Most people get this wrong: Nike does not manufacture or sell OSHA-compliant steel-toe safety footwear under its consumer brand. Period. You’ll find ‘Nike steel toes’ trending on e-commerce platforms—but what’s being sold is either counterfeit, mislabeled athletic shoes retrofitted with non-certified toe caps, or third-party safety boots bearing unauthorized Nike branding. As a footwear sourcing veteran who’s audited over 87 factories across Vietnam, Indonesia, and the Dominican Republic, I’ve seen this confusion cost buyers millions in compliance failures, customs seizures, and workplace liability claims.

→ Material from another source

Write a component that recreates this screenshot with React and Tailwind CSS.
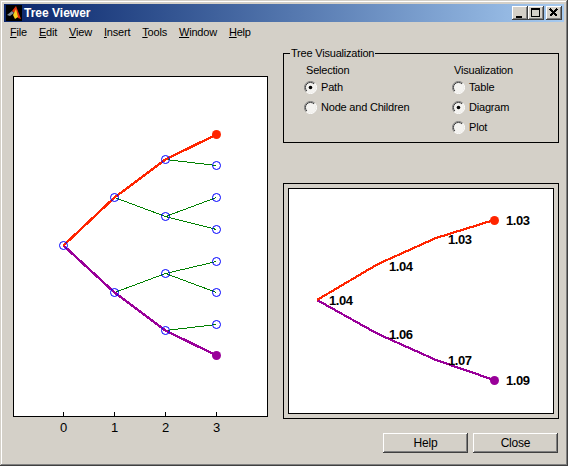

Why ‘Nike Steel Toes’ Aren’t Real—And What That Means for Your Sourcing
Nike’s core product portfolio—running shoes, basketball trainers, lifestyle sneakers—is engineered for performance, not occupational hazard protection. Their athletic footwear uses composite toe caps (often thermoplastic or carbon-fiber-reinforced nylon) in select models like the Nike Air Zoom SuperRep 3 Safety Edition—but these are not certified to ISO 20345:2011 S1P or ASTM F2413-18 M/I/C standards. That distinction isn’t semantics—it’s legal and operational risk.
Real safety footwear requires rigorous third-party testing: impact resistance (200 joules), compression (15 kN), electrical hazard (EH) rating, slip resistance per EN ISO 13287, and chemical resistance validation. Nike’s R&D labs don’t validate against these protocols—and their supply chain lacks the certification infrastructure. When you see ‘Nike steel toes’ on Alibaba or Amazon, trace the factory. If it’s not an ISO 9001/ISO 45001-certified OEM with UL or SATRA audit reports on file, assume it’s non-compliant.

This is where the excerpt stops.